Once spectral patterns have been designed and a suitable similarity measure has been selected, we need to determine the free parameters inherent to the approach: (1) an appropriate recording time containing enough information for a reliable estimation of spectral patterns, (2) a subdivision of the recording time into epochs large enough that the actual composition of partial tones is revealed, yet small enough that the individual variability of each spectral component can be estimated from a sequence of consecutive epochs and, (3) a subdivision of the frequency domain into intervals compatible with the relative importance of frequency bands in their dependence upon psycho-acoustic functions. This task is a typical problem of pattern recognition and, accordingly, can be carried out by means of trainable algorithms in connection with a design sample set, a test sample set, and an appropriate criterion function ("supervised learning"). Such procedures merely assume that if all training samples are correctly processed, few mistakes will be made on the test sample set.
      In view of determining the above quantities by means of optimizing procedures, we could rely upon our calibration study based on a sufficiently large and representative sample of a total of 192 male and female speakers. Since the speakers' voices were recorded twice at an interval of 14 days, one set of recordings could be used as design samples whereas the other set of recordings could be referred to as test samples in order to derive sample independent and reproducible calibration parameters. Specifically, the optimization was carried out on the basis of a subsample of 97 persons (age group I). Then, in a second step, the resulting calibration values were applied to the other subsample of 90 persons (age group II) in order to test the overall performance of the method under discussion.
      Lacking appropriate a-priori knowledge, we determined the problem-specific parameter setting by using the computerized identification of persons by means of their spectral voice patterns as external validation criterion. During optimization, the principal design parameters (1) epoch length, (2) number of consecutive epochs, and (3) number, width and location of frequency bands were systematically varied within prespecified margins (Table 4.1).

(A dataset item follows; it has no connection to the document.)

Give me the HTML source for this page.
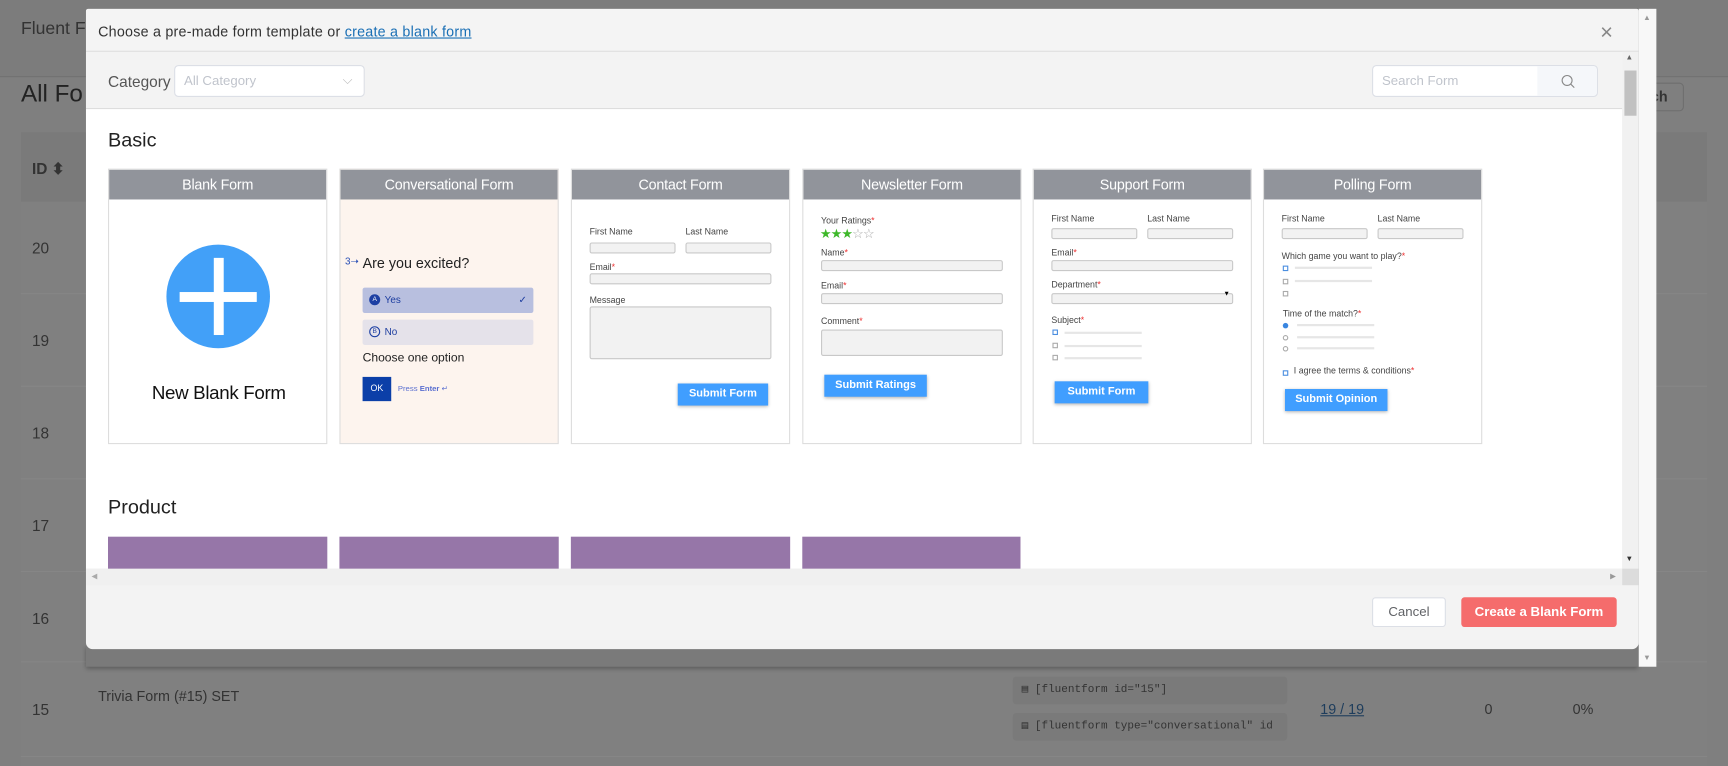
<!DOCTYPE html>
<html><head><meta charset="utf-8"><style>
*{box-sizing:border-box;margin:0;padding:0}
body{width:1728px;height:766px;overflow:hidden;background:#7f7f7f;font-family:"Liberation Sans",sans-serif}
#w{position:absolute;left:0;top:0;width:1568px;height:695px;transform:scale(1.10204);transform-origin:0 0}
.a{position:absolute}
.pt{color:#333;position:absolute}
.card{position:absolute;top:153px;width:199px;height:250px;border:1px solid #ddd;background:#fff;overflow:hidden}
.card .h{height:27px;background:#91949b;color:#fff;font-size:13px;text-align:center;line-height:27px;letter-spacing:-0.2px}
.lb{position:absolute;font-size:8px;color:#444}
.in{position:absolute;height:10px;border:1px solid #c8c8c8;border-radius:2px;background:#f2f2f2}
.ln{position:absolute;height:2px;background:#e6e6e6}
.btn{position:absolute;background:#409eff;color:#fff;font-size:10px;font-weight:bold;text-align:center;box-shadow:0 1px 3px rgba(0,0,0,.3)}
.r{color:#e33}
.cb{position:absolute;width:5px;height:5px;border:1px solid #aaa}
</style></head><body><div id="w">
<div class="a" style="left:0;top:0;width:1568px;height:70px;background:#7c7c7c;border-bottom:1px solid #727272"></div>
<div class="pt" style="left:19px;top:18px;font-size:16px;color:#333">Fluent Fo</div>
<div class="pt" style="left:19px;top:72px;font-size:22px;color:#222">All Fo</div>
<div class="a" style="left:19px;top:120px;width:1530px;height:575px;background:#808080"></div>
<div class="a" style="left:19px;top:120px;width:1530px;height:63px;background:#7a7a7a"></div>
<div class="pt" style="left:29px;top:145px;font-size:14px;font-weight:bold;color:#333">ID ⬍</div>
<div class="pt" style="left:29px;top:217px;font-size:14px">20</div>
<div class="pt" style="left:29px;top:301px;font-size:14px">19</div>
<div class="pt" style="left:29px;top:385px;font-size:14px">18</div>
<div class="pt" style="left:29px;top:469px;font-size:14px">17</div>
<div class="pt" style="left:29px;top:553px;font-size:14px">16</div>
<div class="pt" style="left:29px;top:636px;font-size:14px">15</div>
<div class="a" style="left:19px;top:266px;width:1530px;height:1px;background:#868686"></div>
<div class="a" style="left:19px;top:350px;width:1530px;height:1px;background:#868686"></div>
<div class="a" style="left:19px;top:434px;width:1530px;height:1px;background:#868686"></div>
<div class="a" style="left:19px;top:518px;width:1530px;height:1px;background:#868686"></div>
<div class="a" style="left:19px;top:600px;width:1530px;height:1px;background:#868686"></div>
<div class="a" style="left:19px;top:686px;width:1530px;height:1px;background:#868686"></div>
<div class="a" style="left:1487px;top:75px;width:41px;height:26px;border:1px solid #6e6e6e;border-radius:4px;font-size:13px;font-weight:bold;color:#333;line-height:24px;padding-left:10px">ch</div>
<div class="pt" style="left:89px;top:624px;font-size:13px">Trivia Form (#15) SET</div>
<div class="a" style="left:919px;top:614px;width:249px;height:25px;background:#7a7a7a;border-radius:3px;font:10px 'Liberation Mono',monospace;color:#333;line-height:25px;padding-left:8px">▤ [fluentform id="15"]</div>
<div class="a" style="left:919px;top:647px;width:249px;height:25px;background:#7a7a7a;border-radius:3px;font:10px 'Liberation Mono',monospace;color:#333;line-height:25px;padding-left:8px;overflow:hidden;white-space:nowrap">▤ [fluentform type="conversational" id</div>
<div class="pt" style="left:1198px;top:636px;font-size:13px;color:#1e3d5c;text-decoration:underline">19 / 19</div>
<div class="pt" style="left:1347px;top:636px;font-size:13px">0</div>
<div class="pt" style="left:1427px;top:636px;font-size:13px">0%</div>
<div class="a" style="left:78px;top:585px;width:1409px;height:20px;background:#7a7a7a;box-shadow:0 2px 4px rgba(0,0,0,.3)"></div>
<div class="a" style="left:1487px;top:8px;width:16px;height:597px;background:#f8f8f8"></div>
<div class="a" style="left:1491px;top:13px;font-size:7px;color:#999">▲</div>
<div class="a" style="left:1491px;top:594px;font-size:7px;color:#999">▼</div>
<div class="a" style="left:78px;top:8px;width:1409px;height:581px;background:#f3f3f3;border-radius:2px 2px 6px 6px;overflow:hidden">
 <div class="a" style="left:0;top:0;width:1409px;height:39px;border-bottom:1px solid #dedede;background:#f4f4f4"></div>
 <div class="a" style="left:11px;top:13px;font-size:13px;color:#333;letter-spacing:0.2px">Choose a pre-made form template or <span style="color:#1a6fb5;text-decoration:underline">create a blank form</span></div>
 <div class="a" style="left:1374px;top:11px;font-size:20px;color:#888;font-weight:300">×</div>
 <div class="a" style="left:20px;top:58px;font-size:14px;color:#555">Category</div>
 <div class="a" style="left:80px;top:51px;width:173px;height:29px;background:#fff;border:1px solid #dcdfe6;border-radius:4px;font-size:12px;color:#c0c4cc;line-height:27px;padding-left:8px">All Category<span style="position:absolute;right:10px;top:-1px;color:#bbb">⌵</span></div>
 <div class="a" style="left:1167px;top:51px;width:205px;height:29px;background:#fff;border:1px solid #dcdfe6;border-radius:4px;font-size:12px;color:#c0c4cc;line-height:27px;padding-left:8px;overflow:hidden">Search Form<div class="a" style="left:149px;top:0;width:55px;height:27px;background:#f5f7fa"><svg width="14" height="14" style="position:absolute;left:21px;top:7px"><circle cx="6" cy="6" r="4.5" fill="none" stroke="#888" stroke-width="1"/><line x1="9.5" y1="9.5" x2="12.5" y2="12.5" stroke="#888"/></svg></div></div>
 <div class="a" style="left:0;top:90px;width:1394px;height:418px;background:#fff;border-top:1px solid #ddd"></div>
 <div class="a" style="left:1394px;top:39px;width:15px;height:469px;background:#f1f1f1"></div>
 <div class="a" style="left:1397px;top:41px;font-size:7px;color:#666">▲</div>
 <div class="a" style="left:1396px;top:56px;width:11px;height:41px;background:#c1c1c1"></div>
 <div class="a" style="left:1397px;top:496px;font-size:7px;color:#333">▼</div>
 <div class="a" style="left:0;top:508px;width:1394px;height:15px;background:#f0f0f0"></div>
 <div class="a" style="left:1394px;top:508px;width:15px;height:15px;background:#dcdcdc"></div>
 <div class="a" style="left:5px;top:511px;font-size:7px;color:#aaa">◀</div>
 <div class="a" style="left:1383px;top:511px;font-size:7px;color:#999">▶</div>
 <div class="a" style="left:1167px;top:534px;width:67px;height:27px;background:#fff;border:1px solid #dcdfe6;border-radius:3px;font-size:12px;color:#606266;text-align:center;line-height:25px">Cancel</div>
 <div class="a" style="left:1248px;top:534px;width:141px;height:27px;background:#f56c6c;border-radius:3px;font-size:12px;font-weight:bold;color:#fff;text-align:center;line-height:27px">Create a Blank Form</div>
</div>
<div class="a" style="left:98px;top:117px;font-size:18px;color:#222">Basic</div>
<div class="a" style="left:98px;top:450px;font-size:18px;color:#222">Product</div>
<div class="card" style="left:98px"><div class="h">Blank Form</div>
 <div class="a" style="left:52px;top:68px;width:94px;height:94px;border-radius:50%;background:#42a0f8"></div>
 <div class="a" style="left:95px;top:80px;width:9px;height:70px;background:#fff"></div>
 <div class="a" style="left:64px;top:111px;width:70px;height:9px;background:#fff"></div>
 <div class="a" style="left:0;top:193px;width:199px;text-align:center;font-size:17px;color:#111;letter-spacing:-0.3px">New Blank Form</div></div>
<div class="card" style="left:308px;background:#fdf4ee"><div class="h">Conversational Form</div>
 <div class="a" style="left:4px;top:78px;font-size:9px;color:#2a4fb5">3➝</div>
 <div class="a" style="left:20px;top:77px;font-size:13px;color:#222">Are you excited?</div>
 <div class="a" style="left:20px;top:107px;width:155px;height:23px;background:#b8bfdf;border-radius:2px;font-size:9px;color:#1e3ea0;line-height:23px;padding-left:20px">Yes<span style="position:absolute;right:6px">✓</span><span style="position:absolute;left:6px;top:6px;width:10px;height:10px;border-radius:50%;background:#1d3fa3;color:#fff;font-size:6px;line-height:10px;text-align:center">A</span></div>
 <div class="a" style="left:20px;top:136px;width:155px;height:23px;background:#e5e2ea;border-radius:2px;font-size:9px;color:#1e3ea0;line-height:23px;padding-left:20px">No<span style="position:absolute;left:6px;top:6px;width:10px;height:10px;border-radius:50%;border:1px solid #1d3fa3;font-size:6px;line-height:8px;text-align:center">B</span></div>
 <div class="a" style="left:20px;top:165px;font-size:11px;color:#222">Choose one option</div>
 <div class="a" style="left:20px;top:188px;width:26px;height:22px;background:#0b3fa8;color:#fff;font-size:8px;text-align:center;line-height:22px">OK</div>
 <div class="a" style="left:52px;top:195px;font-size:7px;color:#5a6fd0">Press <b>Enter</b> ↵</div></div>
<div class="card" style="left:518px"><div class="h">Contact Form</div>
 <div class="lb" style="left:16px;top:52px">First Name</div><div class="lb" style="left:103px;top:52px">Last Name</div>
 <div class="in" style="left:16px;top:66px;width:78px"></div><div class="in" style="left:103px;top:66px;width:78px"></div>
 <div class="lb" style="left:16px;top:84px">Email<span class="r">*</span></div>
 <div class="in" style="left:16px;top:94px;width:165px"></div>
 <div class="lb" style="left:16px;top:114px">Message</div>
 <div class="in" style="left:16px;top:124px;width:165px;height:48px"></div>
 <div class="btn" style="left:96px;top:194px;width:82px;height:20px;line-height:20px">Submit Form</div></div>
<div class="card" style="left:728px"><div class="h">Newsletter Form</div>
 <div class="lb" style="left:16px;top:42px">Your Ratings<span class="r">*</span></div>
 <div class="a" style="left:15px;top:51px;font-size:12px;color:#3eb82a;letter-spacing:-1px">★★★<span style="color:#aaa">☆☆</span></div>
 <div class="lb" style="left:16px;top:71px">Name<span class="r">*</span></div>
 <div class="in" style="left:16px;top:82px;width:165px"></div>
 <div class="lb" style="left:16px;top:101px">Email<span class="r">*</span></div>
 <div class="in" style="left:16px;top:112px;width:165px"></div>
 <div class="lb" style="left:16px;top:133px">Comment<span class="r">*</span></div>
 <div class="in" style="left:16px;top:145px;width:165px;height:24px"></div>
 <div class="btn" style="left:19px;top:186px;width:93px;height:20px;line-height:20px">Submit Ratings</div></div>
<div class="card" style="left:937px"><div class="h">Support Form</div>
 <div class="lb" style="left:16px;top:40px">First Name</div><div class="lb" style="left:103px;top:40px">Last Name</div>
 <div class="in" style="left:16px;top:53px;width:78px"></div><div class="in" style="left:103px;top:53px;width:78px"></div>
 <div class="lb" style="left:16px;top:71px">Email<span class="r">*</span></div>
 <div class="in" style="left:16px;top:82px;width:165px"></div>
 <div class="lb" style="left:16px;top:100px">Department<span class="r">*</span></div>
 <div class="in" style="left:16px;top:112px;width:165px"><span style="position:absolute;right:2px;top:-3px;font-size:6px">▼</span></div>
 <div class="lb" style="left:16px;top:132px">Subject<span class="r">*</span></div>
 <div class="cb" style="left:17px;top:145px;border-color:#4a8ee0"></div><div class="ln" style="left:28px;top:147px;width:70px"></div>
 <div class="cb" style="left:17px;top:157px"></div><div class="ln" style="left:28px;top:159px;width:70px"></div>
 <div class="cb" style="left:17px;top:168px"></div><div class="ln" style="left:28px;top:170px;width:70px"></div>
 <div class="btn" style="left:19px;top:192px;width:85px;height:20px;line-height:20px">Submit Form</div></div>
<div class="card" style="left:1146px"><div class="h">Polling Form</div>
 <div class="lb" style="left:16px;top:40px">First Name</div><div class="lb" style="left:103px;top:40px">Last Name</div>
 <div class="in" style="left:16px;top:53px;width:78px"></div><div class="in" style="left:103px;top:53px;width:78px"></div>
 <div class="lb" style="left:16px;top:74px">Which game you want to play?<span class="r">*</span></div>
 <div class="cb" style="left:17px;top:87px;border-color:#4a8ee0"></div><div class="ln" style="left:28px;top:88px;width:70px"></div>
 <div class="cb" style="left:17px;top:99px"></div><div class="ln" style="left:28px;top:100px;width:70px"></div>
 <div class="cb" style="left:17px;top:110px"></div>
 <div class="lb" style="left:17px;top:126px">Time of the match?<span class="r">*</span></div>
 <div class="a" style="left:17px;top:139px;width:5px;height:5px;border-radius:50%;background:#3a86e0"></div><div class="ln" style="left:30px;top:140px;width:70px"></div>
 <div class="a" style="left:17px;top:150px;width:5px;height:5px;border-radius:50%;border:1px solid #aaa"></div><div class="ln" style="left:30px;top:151px;width:70px"></div>
 <div class="a" style="left:17px;top:160px;width:5px;height:5px;border-radius:50%;border:1px solid #aaa"></div><div class="ln" style="left:30px;top:161px;width:70px"></div>
 <div class="cb" style="left:17px;top:182px;border-color:#4a8ee0"></div><div class="lb" style="left:27px;top:178px">I agree the terms &amp; conditions<span class="r">*</span></div>
 <div class="btn" style="left:19px;top:199px;width:93px;height:20px;line-height:20px">Submit Opinion</div></div>
<div class="a" style="left:98px;top:487px;width:199px;height:29px;background:#9676a8"></div>
<div class="a" style="left:308px;top:487px;width:199px;height:29px;background:#9676a8"></div>
<div class="a" style="left:518px;top:487px;width:199px;height:29px;background:#9676a8"></div>
<div class="a" style="left:728px;top:487px;width:198px;height:29px;background:#9676a8"></div>
</div></body></html>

Tab. 4.1: Variation of calibration parameters during optimization.

Our optimization (age group I, N=97) yielded clear and reproducible (age group II, N=90) maxima for the following parameters:

• a recording time of 30-45 seconds (speaker dependent) is required which provides for 16 seconds "pure" utterances after elimination of pauses and artifacts;
• an epoch length of 4 seconds is long enough for the underlying overtone distribution to be revealed;
• a sequence of 4 consecutive epochs is best suited to let the variability of each spectral component show up. These parameters are valid for every type of spoken text whose underlying speech entities are suited to produce sufficiently representative patterns of overtones.

Tab. 4.2: Recognition rate as a function of 2 equally weighted frequency bands derived from a bisection of the frequency domain (fixed text, 2 measurements at 14 day intervals).

Tab. 4.3: Reproducibility of results: recognition rates derived independently from the 2 age groups on the basis of the same calibration values.

Systematic intra- and interindividual comparisons between spectral voice patterns were carried out in order to determine the degree to which the sampled interspeaker variability was greater than the sampled intraspeaker variability. Both forms of variability were quantified by computing the underlying distribution curves (Figures 4.5, 4.6). Based on our sample of 97 persons (age group I), we found, with respect to a given cutoff-value, a total of 5/97 (5.2%) false-negative and 257/9312 (2.8%) false-positive comparisons. The results derived from our second sample of 90 persons (age group II) are almost identical (Table 4.3).
      The latter classification errors, however, suggest an overly optimistic picture. Indeed, the true rate of uniquely recognized persons is slightly worse: using all 3 texts simultaneously, we found 90/97 (92.8%) of persons being uniquely recognized, 1/97 (1.0%) of persons in doubt, whereas 6/97 (6.2%) of persons could not be recognized. Based on one text only - a fixed text but no matter which of the 3 available texts - the rate of uniquely recognized persons was reduced to about 85%. The rate of uniquely recognized persons even dropped to about 71% if a recognition was tried on the basis of different texts (text-independent speaker recognition). All these results were highly stable and reproducible. Almost no differences showed up, neither between "backward" recognition (2nd recording served as reference) and "forward" recognition (1st recording served as reference) nor between age groups. Moreover, our findings did not seem to depend on sample sizes: reducing the sample size at random to 60 and 40 persons did not significantly improve the rate of uniquely recognized persons.

Fig. 4.5: Discrimination between the distributions of intra-individual (upper) and inter-individual (lower) similarity coefficients based on 97 healthy subjects and recordings at 14-day intervals (age group I).

Fig. 4.6: Discrimination between the distributions of intra-individual (upper) and inter-individual (lower) similarity coefficients based on 90 healthy subjects and recordings at 14-day intervals (age group II).